12 1/2 inches high 6 1/2 inches deep

A rare and unusual turtleshell and ebony striking table clock with quarter repeat. CASE The case is surmounted by a handsome gilt-brass foliate-tied handle above a ‘roofed’ sloping top, each side set with a foliate-pierced ebony sound fret. The sides of the case are glazed and have unusual ebony line-inlay. DIAL The 6 1/4 inch square dial is signed Jno Bayley London on the silvered chapter ring, the matted centre has both calendar and a mock pendulum apertures with a wheatear engraved border and there is a strike/silent lever above chapter XII. MOVEMENT The movement has twin fusees and a knife-edge verge escapement with a rack and snail strike.
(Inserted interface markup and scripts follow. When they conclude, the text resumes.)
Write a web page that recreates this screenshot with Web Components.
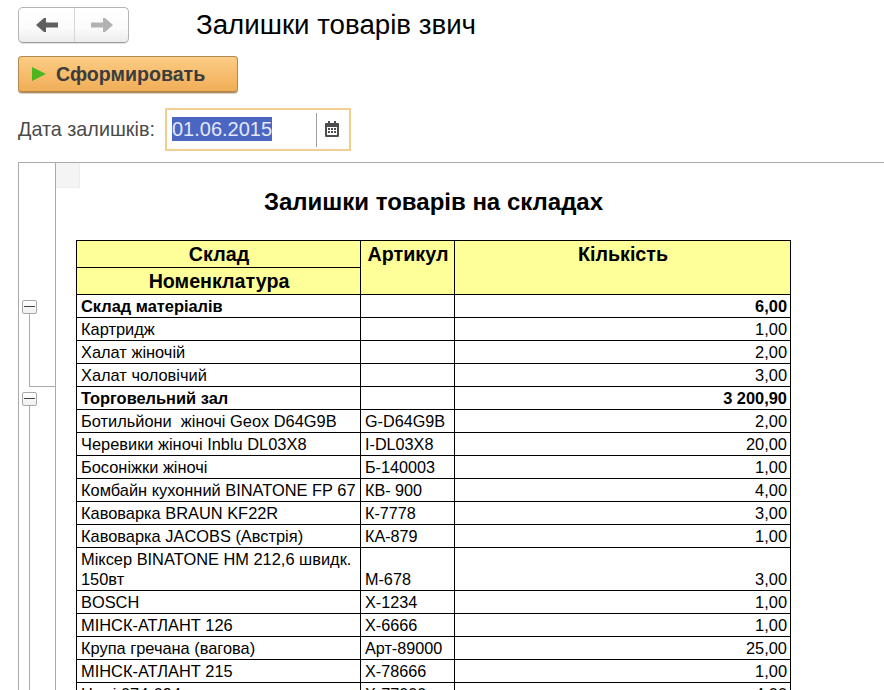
<!DOCTYPE html>
<html lang="uk">
<head>
<meta charset="utf-8">
<title>Залишки товарів</title>
<style>
	html, body {
		height: 100%;
		margin: 0;
		overflow: hidden;
		background: #fff;
		font-family: "Liberation Sans", Arial, sans-serif;
	}
	report-page {
		display: block;
		height: 690px;
		overflow: hidden;
	}
</style>
</head>
<body>
<report-page>
	<nav-buttons slot="nav"></nav-buttons>
	<span slot="title">Залишки товарів звич</span>
	<run-button slot="run">Сформировать</run-button>
	<date-field slot="date" value="01.06.2015">Дата залишків:</date-field>
	<report-sheet slot="sheet" heading="Залишки товарів на складах"></report-sheet>
</report-page>

<script>
class ReportPage extends HTMLElement {
	connectedCallback() {
		this.attachShadow({ mode: 'open' });
		this.shadowRoot.innerHTML = `
			<style>
				:host {
					display: block;
					color: #000;
				}
				.top {
					display: flex;
					align-items: center;
					padding: 7px 0 0 18px;
					height: 36px;
				}
				.title {
					margin-left: 67px;
					font-size: 27.7px;
					line-height: 36px;
				}
				.run {
					padding: 13px 0 0 18px;
				}
				.date {
					padding: 15px 0 0 18px;
				}
				.sheet {
					padding: 11px 0 0 18px;
				}
			</style>
			<div class="top">
				<slot name="nav"></slot>
				<div class="title"><slot name="title"></slot></div>
			</div>
			<div class="run"><slot name="run"></slot></div>
			<div class="date"><slot name="date"></slot></div>
			<div class="sheet"><slot name="sheet"></slot></div>
		`;
	}
}

class NavButtons extends HTMLElement {
	connectedCallback() {
		this.attachShadow({ mode: 'open' });
		this.shadowRoot.innerHTML = `
			<style>
				:host {
					display: flex;
					box-sizing: border-box;
					width: 111px;
					height: 36px;
					border: 1px solid #b4b4b4;
					border-bottom-color: #9c9c9c;
					border-radius: 5px;
					background: linear-gradient(#ffffff, #fbfbfb 60%, #ececec);
					box-shadow: 0 1px 0 #e2e2e2;
				}
				span {
					display: flex;
					align-items: center;
					justify-content: center;
					flex: none;
				}
				.back {
					width: 55px;
					border-right: 1px solid #d6d6d6;
				}
				.forward {
					flex: 1;
				}
				svg {
					width: 22px;
					height: 16px;
				}
			</style>
			<span class="back">
				<svg viewBox="0 0 22 16"><path d="M0 8 8 1h2v4.500h12v5H10V15H8z" fill="#5f5f5f"/></svg>
			</span>
			<span class="forward">
				<svg viewBox="0 0 22 16"><path d="M22 8 14 1h-2v4.500H0v5h12V15h2z" fill="#b3b3b3"/></svg>
			</span>
		`;
	}
}

class RunButton extends HTMLElement {
	connectedCallback() {
		this.attachShadow({ mode: 'open' });
		this.shadowRoot.innerHTML = `
			<style>
				:host {
					display: flex;
					align-items: center;
					box-sizing: border-box;
					width: 220px;
					height: 37px;
					padding-left: 13px;
					gap: 10px;
					border: 1px solid #b08a52;
					border-bottom-width: 2px;
					border-radius: 4px;
					background: linear-gradient(#fbcd84, #f6bb6c 55%, #efae57);
					box-shadow: 0 1px 1px #d8d0c4;
					color: #3c3c3c;
					font-size: 19.6px;
					font-weight: 700;
				}
				svg {
					width: 14px;
					height: 16px;
					flex: none;
				}
			</style>
			<svg viewBox="0 0 14 16"><path d="M0 1v14l14-7z" fill="#4eb61c"/></svg>
			<slot></slot>
		`;
	}
}

class DateField extends HTMLElement {
	connectedCallback() {
		this.attachShadow({ mode: 'open' });
		this.shadowRoot.innerHTML = `
			<style>
				:host {
					display: flex;
					align-items: center;
					height: 43px;
					font-size: 19.8px;
					color: #4a4a4a;
				}
				.label {
					width: 147px;
					white-space: nowrap;
				}
				.box {
					display: flex;
					align-items: center;
					box-sizing: border-box;
					width: 186px;
					height: 43px;
					padding-left: 5px;
					border: 2px solid #f0cf90;
				}
				.value {
					flex: 1;
					font-size: 20px;
				}
				.value b {
					font-weight: 400;
					color: #e4e8f8;
					background: #4a66c0;
					padding: 1px 0;
				}
				.pick {
					display: flex;
					align-items: center;
					justify-content: center;
					box-sizing: border-box;
					width: 33px;
					height: 34px;
					padding: 0 3px 2px 0;
					border-left: 1px solid #a0a0a0;
				}
				svg {
					width: 14px;
					height: 16px;
				}
			</style>
			<span class="label"><slot></slot></span>
			<div class="box">
				<span class="value"><b>${this.getAttribute('value')}</b></span>
				<span class="pick">
					<svg viewBox="0 0 14 16">
						<path fill="#4d4d4d" fill-rule="evenodd" d="M1 2h2V0h2v2h4V0h2v2h2a1 1 0 0 1 1 1v12a1 1 0 0 1-1 1H1a1 1 0 0 1-1-1V3a1 1 0 0 1 1-1zM2 6v8h10V6z"/>
						<path fill="#4d4d4d" d="M3 7h2v2H3zM6 7h2v2H6zM9 7h2v2H9zM3 10h2v2H3zM6 10h2v2H6zM9 10h2v2H9z"/>
					</svg>
				</span>
			</div>
		`;
	}
}

class OutlineGutter extends HTMLElement {
	connectedCallback() {
		this.attachShadow({ mode: 'open' });
		this.shadowRoot.innerHTML = `
			<style>
				:host {
					display: block;
					position: relative;
					flex: none;
					box-sizing: border-box;
					width: 38px;
					border-left: 1px solid #aaa;
					border-right: 1px solid #aaa;
				}
				.box {
					position: absolute;
					left: 3px;
					width: 15px;
					height: 14px;
					box-sizing: border-box;
					border: 1px solid #a8a8a8;
					border-radius: 2px;
					background: linear-gradient(#fff, #f0f0f0);
				}
				.box::after {
					content: "";
					position: absolute;
					left: 1px;
					right: 1px;
					top: 5px;
					height: 1px;
					background: #444;
				}
				.v, .h {
					position: absolute;
					background: #aaa;
				}
				.v {
					left: 10px;
					width: 1px;
				}
				.h {
					left: 10px;
					right: 0;
					height: 1px;
				}
			</style>
			<i class="v" style="top:151px;height:73px"></i>
			<i class="h" style="top:223px"></i>
			<i class="v" style="top:243px;height:300px"></i>
			<div class="box" style="top:137px"></div>
			<div class="box" style="top:229px"></div>
		`;
	}
}

const STOCK_ROWS = [
	['Склад матеріалів', '', '6,00', true],
	['Картридж', '', '1,00'],
	['Халат жіночій', '', '2,00'],
	['Халат чоловічий', '', '3,00'],
	['Торговельний зал', '', '3 200,90', true],
	['Ботильйони&nbsp; жіночі Geox D64G9B', 'G-D64G9B', '2,00'],
	['Черевики жіночі Inblu DL03X8', 'I-DL03X8', '20,00'],
	['Босоніжки жіночі', 'Б-140003', '1,00'],
	['Комбайн кухонний BINATONE FP 67', 'КВ- 900', '4,00'],
	['Кавоварка BRAUN KF22R', 'К-7778', '3,00'],
	['Кавоварка JACOBS (Австрія)', 'КА-879', '1,00'],
	['Міксер BINATONE HM 212,6 швидк. 150вт', 'М-678', '3,00'],
	['BOSCH', 'Х-1234', '1,00'],
	['МІНСК-АТЛАНТ 126', 'Х-6666', '1,00'],
	['Крупа гречана (вагова)', 'Арт-89000', '25,00'],
	['МІНСК-АТЛАНТ 215', 'Х-78666', '1,00'],
	['Ножі 074-094', 'Х-77000', '4,00'],
];

class StockTable extends HTMLElement {
	connectedCallback() {
		this.attachShadow({ mode: 'open' });
		const rows = STOCK_ROWS.map(([name, code, qty, bold]) => `
			<tr class="${bold ? 'group' : ''}">
				<td>${name}</td><td class="code">${code}</td><td class="num">${qty}</td>
			</tr>`).join('');
		this.shadowRoot.innerHTML = `
			<style>
				:host {
					display: block;
					width: 715px;
				}
				table {
					width: 714px;
					table-layout: fixed;
					border-collapse: collapse;
					font-size: 16.4px;
					line-height: 20px;
				}
				th, td {
					border: 1px solid #000;
					padding: 0 3px 0 4px;
				}
				td {
					vertical-align: bottom;
					height: 20px;
					padding-top: 1px;
					padding-bottom: 1px;
				}
				td.code {
					font-size: 16.2px;
				}
				th {
					vertical-align: top;
					height: 27px;
					padding-top: 2px;
					box-sizing: border-box;
					background: #ffff99;
					font-size: 19.7px;
					line-height: 23px;
				}
				.group td {
					font-weight: 700;
				}
				.num {
					text-align: right;
				}
			</style>
			<table>
				<colgroup><col style="width:284px"><col style="width:94px"><col style="width:336px"></colgroup>
				<thead>
					<tr><th>Склад</th><th rowspan="2">Артикул</th><th rowspan="2">Кількість</th></tr>
					<tr><th>Номенклатура</th></tr>
				</thead>
				<tbody>${rows}</tbody>
			</table>
		`;
	}
}

class ReportSheet extends HTMLElement {
	connectedCallback() {
		this.attachShadow({ mode: 'open' });
		this.shadowRoot.innerHTML = `
			<style>
				:host {
					display: flex;
					box-sizing: border-box;
					height: 700px;
					border-top: 1px solid #aaa;
				}
				.corner {
					position: absolute;
					left: 0;
					top: 0;
					width: 24px;
					height: 25px;
					box-sizing: border-box;
					background: #f4f4f4;
					border-right: 1px solid #ededed;
					border-bottom: 1px solid #ededed;
				}
				.content {
					position: relative;
					flex: 1;
					padding-left: 20px;
				}
				h1 {
					width: 715px;
					height: 77px;
					margin: 0;
					padding-top: 26px;
					box-sizing: border-box;
					text-align: center;
					font-size: 24px;
					line-height: 26px;
					font-weight: 700;
				}
			</style>
			<outline-gutter></outline-gutter>
			<div class="content">
				<div class="corner"></div>
				<h1>${this.getAttribute('heading')}</h1>
				<stock-table></stock-table>
			</div>
		`;
	}
}

customElements.define('report-page', ReportPage);
customElements.define('nav-buttons', NavButtons);
customElements.define('run-button', RunButton);
customElements.define('date-field', DateField);
customElements.define('outline-gutter', OutlineGutter);
customElements.define('stock-table', StockTable);
customElements.define('report-sheet', ReportSheet);
</script>
</body>
</html>
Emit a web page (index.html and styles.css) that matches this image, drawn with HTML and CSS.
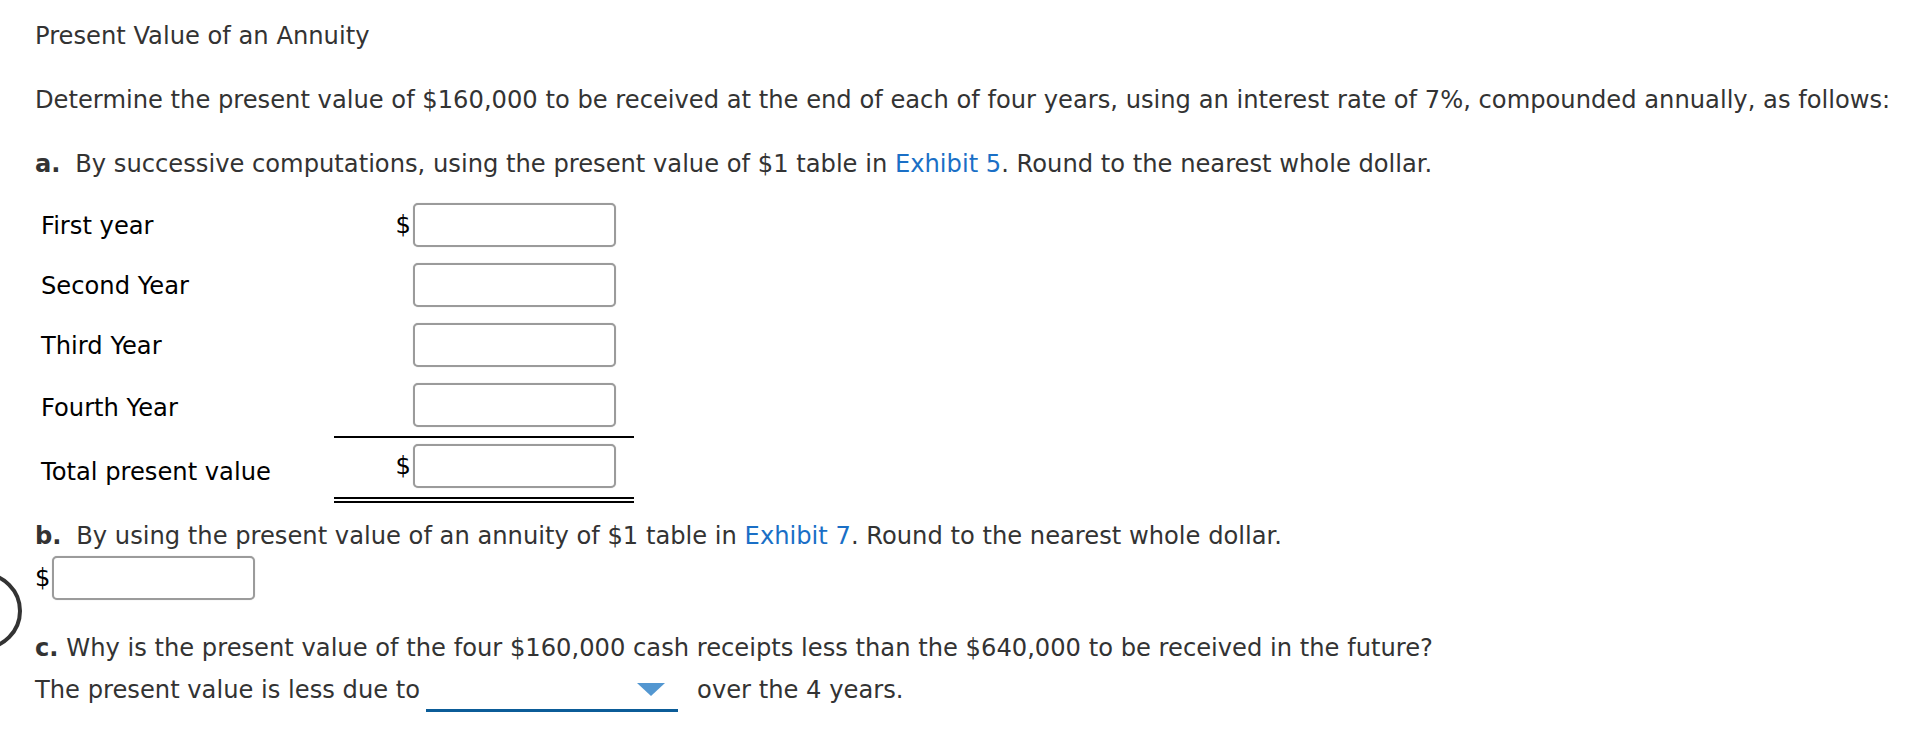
FILE: index.html
```html
<!DOCTYPE html>
<html lang="en">
<head>
<meta charset="utf-8">
<title>Present Value of an Annuity</title>
<link rel="stylesheet" href="styles.css">
</head>
<body>
<div class="ring"></div>
<main class="page">
  <h1 class="title">Present Value of an Annuity</h1>
  <p class="intro">Determine the present value of $160,000 to be received at the end of each of four years, using an interest rate of 7%, compounded annually, as follows:</p>
  <p class="part part-a"><strong class="mark">a.</strong> By successive computations, using the present value of $1 table in <a class="link" href="#">Exhibit 5</a>. Round to the nearest whole dollar.</p>

  <div class="calc">
    <div class="row">
      <div class="label">First year</div>
      <div class="amount"><span class="cur">$</span><span class="field"></span></div>
    </div>
    <div class="row">
      <div class="label">Second Year</div>
      <div class="amount"><span class="field"></span></div>
    </div>
    <div class="row">
      <div class="label">Third Year</div>
      <div class="amount"><span class="field"></span></div>
    </div>
    <div class="row row-sub">
      <div class="label">Fourth Year</div>
      <div class="amount"><span class="field"></span></div>
    </div>
    <div class="row row-total">
      <div class="label">Total present value</div>
      <div class="amount"><span class="cur">$</span><span class="field"></span></div>
    </div>
  </div>

  <p class="part part-b"><strong class="mark">b.</strong> By using the present value of an annuity of $1 table in <a class="link" href="#">Exhibit 7</a>. Round to the nearest whole dollar.</p>
  <div class="answer-b"><span class="cur">$</span><span class="field"></span></div>

  <p class="part part-c"><strong class="mark-c">c.</strong> Why is the present value of the four $160,000 cash receipts less than the $640,000 to be received in the future?</p>
  <p class="sentence">The present value is less due to<span class="select"><svg class="caret" width="28" height="13" viewBox="0 0 28 13"><polygon points="0,0 28,0 14,13" fill="#5397d1"/></svg></span><span class="after">over the 4 years.</span></p>
</main>
</body>
</html>
```

FILE: styles.css
```css
html, body {
  margin: 0;
  padding: 0;
  background: #ffffff;
}

body {
  font-family: "DejaVu Sans", Verdana, sans-serif;
  font-size: 24.2px;
  line-height: 28px;
  color: #333333;
  position: relative;
  overflow: hidden;
  height: 732px;
}

.page {
  padding-left: 35px;
  padding-top: 22px;
}

.title {
  margin: 0;
  font-size: 24.2px;
  font-weight: normal;
  line-height: 28px;
}

.intro {
  margin: 36px 0 0;
  white-space: nowrap;
}

.part {
  margin: 0;
  white-space: nowrap;
}

.part-a {
  margin-top: 36px;
}

.mark {
  font-weight: bold;
  margin-right: 7px;
}

.mark-c {
  font-weight: bold;
}

.link {
  color: #1a6fc6;
  text-decoration: none;
}

.calc {
  margin-top: 17px;
  margin-left: 6px;
  width: 599px;
}

.row {
  display: grid;
  grid-template-columns: 293px 300px;
  align-items: center;
  color: #000000;
}

.label {
  line-height: 28px;
  padding-top: 2px;
}

.amount {
  display: flex;
  align-items: center;
  justify-content: flex-end;
  padding: 8px 18px 8px 0;
}

.row-sub .amount {
  padding-bottom: 9px;
  border-bottom: 2px solid #000000;
}

.row-total .amount {
  padding-top: 6px;
  padding-bottom: 9px;
  border-bottom: 6px double #000000;
}

.cur {
  color: #000000;
  margin-right: 2px;
}

.field {
  display: block;
  width: 203px;
  height: 44px;
  box-sizing: border-box;
  border: 2px solid #9b9b9b;
  border-radius: 5px;
  background: #ffffff;
  box-shadow: 0 0 1px rgba(0, 0, 0, 0.25);
}

.part-b {
  margin-top: 19px;
}

.answer-b {
  display: flex;
  align-items: center;
  margin-top: 6px;
  color: #000000;
}

.answer-b .cur {
  margin-right: 2px;
}

.part-c {
  margin-top: 34px;
}

.sentence {
  margin: 14px 0 0;
  white-space: nowrap;
}

.select {
  display: inline-block;
  position: relative;
  width: 252px;
  height: 30px;
  margin-left: 6px;
  border-bottom: 3px solid #0b5c98;
  vertical-align: -14px;
}

.caret {
  position: absolute;
  right: 13px;
  top: 4px;
  display: block;
}

.after {
  margin-left: 19px;
}

.ring {
  position: absolute;
  left: -56px;
  top: 572px;
  width: 78px;
  height: 78px;
  box-sizing: border-box;
  border: 4px solid #333333;
  border-radius: 50%;
}
```
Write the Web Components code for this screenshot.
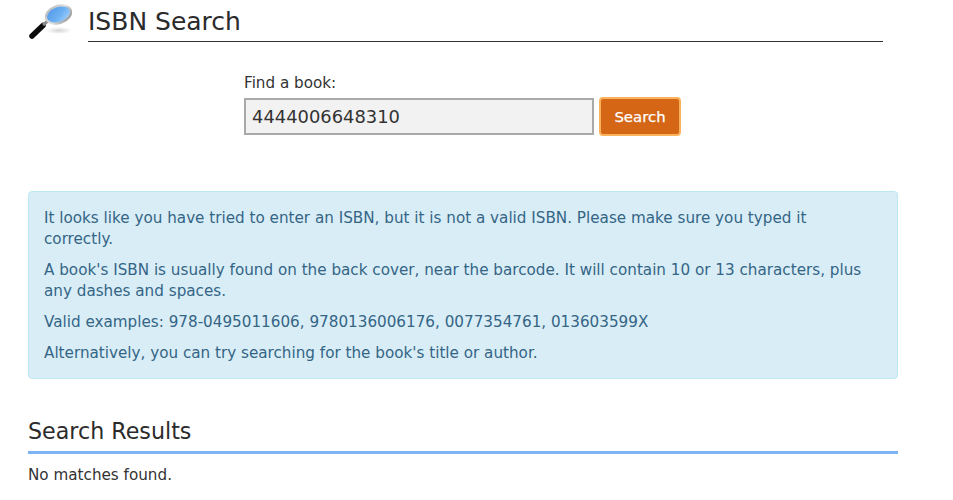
<!DOCTYPE html>
<html><head><meta charset="utf-8"><title>ISBN Search</title>
<style>
html,body{margin:0;padding:0;background:#fff;overflow:hidden}
body{font-family:"DejaVu Sans",sans-serif;font-size:15.2px;color:#333}
</style></head><body>
<isbn-page>
  <isbn-header slot="header">ISBN Search</isbn-header>
  <isbn-search slot="search" label="Find a book:" value="4444006648310" action="Search"></isbn-search>
  <isbn-alert slot="alert">
    <p>It looks like you have tried to enter an ISBN, but it is not a valid ISBN. Please make sure you typed it correctly.</p>
    <p>A book's ISBN is usually found on the back cover, near the barcode. It will contain 10 or 13 characters, plus any dashes and spaces.</p>
    <p>Valid examples: 978-0495011606, 9780136006176, 0077354761, 013603599X</p>
    <p>Alternatively, you can try searching for the book's title or author.</p>
  </isbn-alert>
  <isbn-results slot="results" heading="Search Results">No matches found.</isbn-results>
</isbn-page>
<script>
function def(name,html,init){
  customElements.define(name,class extends HTMLElement{
    constructor(){super();this.attachShadow({mode:'open'}).innerHTML=html;}
    connectedCallback(){if(init)init(this,this.shadowRoot);}
  });
}
def('isbn-page',`<style>
:host{display:block;width:870px;margin-left:28px}
</style>
<slot name="header"></slot><slot name="search"></slot><slot name="alert"></slot><slot name="results"></slot>`);
def('isbn-header',`<style>
:host{display:flex;width:855px;height:42px;box-sizing:border-box;align-items:stretch;gap:16px}
svg{width:44px;height:42px;flex:none;display:block}
h1{flex:1;margin:0;font:400 25px/43px "DejaVu Sans",sans-serif;color:#2b2b2b;height:42px;box-sizing:border-box;border-bottom:1px solid #333;}
</style>
<svg viewBox="0 0 44 42" aria-hidden="true">
<defs>
<linearGradient id="lens" x1="0" y1="0" x2="1" y2="1"><stop offset="0" stop-color="#4f93e6"/><stop offset=".55" stop-color="#6db1f3"/><stop offset="1" stop-color="#b4dbfa"/></linearGradient>
<linearGradient id="rim" x1="0" y1="0" x2="1" y2="1"><stop offset="0" stop-color="#b4b4b4"/><stop offset=".5" stop-color="#e0e0e0"/><stop offset="1" stop-color="#8a8a8a"/></linearGradient>
<radialGradient id="sh"><stop offset="0" stop-color="#d4d4d4"/><stop offset="1" stop-color="#fff"/></radialGradient>
<filter id="soft" x="-10%" y="-10%" width="120%" height="120%"><feGaussianBlur stdDeviation=".35"/></filter>
</defs>
<ellipse cx="31" cy="30.500" rx="13" ry="3.500" fill="url(#sh)"/>
<g filter="url(#soft)">
<path d="M4 36 L15 25.500" stroke="#0d0d0d" stroke-width="5.500" stroke-linecap="round"/>
<path d="M15 25 L21 20" stroke="#8a8a8a" stroke-width="3"/>
<ellipse cx="30.500" cy="14.500" rx="13" ry="8.500" transform="rotate(-20 30.500 14.500)" fill="url(#lens)" stroke="url(#rim)" stroke-width="2.200"/>
</g>
</svg>
<h1><slot></slot></h1>`);
def('isbn-search',`<style>
:host{display:block;margin:32px 0 0 216px}
label{display:block;font-size:15.2px;line-height:18px;color:#333;margin-bottom:5px}
.row{display:flex;align-items:center;gap:5px}
input{width:350px;height:37px;box-sizing:border-box;border:2px solid #a9a9a9;background:#f2f2f2;padding:0 6px;margin:0;font:17.9px "DejaVu Sans",sans-serif;color:#333;outline:none;border-radius:0}
button{width:82px;height:39px;box-sizing:border-box;border:2px solid #fbb45c;border-radius:4px;background:#d46616;color:#fff;font:14.9px "DejaVu Sans",sans-serif;margin:0;padding:0;-webkit-text-stroke:.25px #fff}
</style>
<label id="l"></label>
<div class="row"><input id="i" type="text"><button id="b" type="button"></button></div>`,(h,s)=>{
  s.getElementById('l').textContent=h.getAttribute('label');
  s.getElementById('i').value=h.getAttribute('value');
  s.getElementById('b').textContent=h.getAttribute('action');
});
def('isbn-alert',`<style>
:host{display:block;margin-top:55px;box-sizing:border-box;padding:16px 25px 14px 15px;background:#d9edf7;border:1px solid #bce8f1;border-radius:4px;color:#346585;line-height:21px}
::slotted(p){margin:0 0 10px}
::slotted(p:last-child){margin:0}
</style><slot></slot>`);
def('isbn-results',`<style>
:host{display:block;margin-top:36px}
h2{margin:0;font:400 22.2px/32px "DejaVu Sans",sans-serif;color:#2b2b2b;padding-bottom:4px;border-bottom:3px solid #7cb4f5}
div{margin-top:11px;line-height:20px;color:#333}
</style><h2 id="h"></h2><div><slot></slot></div>`,(h,s)=>{s.getElementById('h').textContent=h.getAttribute('heading');});
</script>
</body></html>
The hour strikes on a bell and the pull quarter repeat operates on a nest of six smaller bells. The backplate is beautifully engraved with foliage and signed in the centre John Bayley London within a foliate cartouche. Provenance: • Private collection, Kent Comparative literature: • P.G. Dawson, C.B. Drover & D.W. Parkes, Early English Clocks, 1964, figs. 683/4 Comments The arresting ebony and turtleshell-veneered case bears a close resemblance to the mouldings and in particular the rear door of a turtleshell-veneered clock by Jonathan Pullar illustrated in Early English Clocks, op cit. In case-design chronology, the unusual angled top fits within a small time-period just prior to the popularity of the metal basket top. John Bayley, London John Bayley was born circa 1678 and apprenticed from 1692 until 1699 to John Hunt, who was listed as a watchmaker. He was freed in July 1700 having first been transferred to William Bartram, probably because Hunt was going blind. Bayley had a prodigious number of apprentices; no fewer than seven passed through his workshops between 1701 and 1719. In spite of such an apparent workload very few clocks by Bayley have survived and only one watch is known with a gold case marked for 1712. In such cases it is more likely that Bayley was an ‘outworker’ supplying specialist work for other workshops.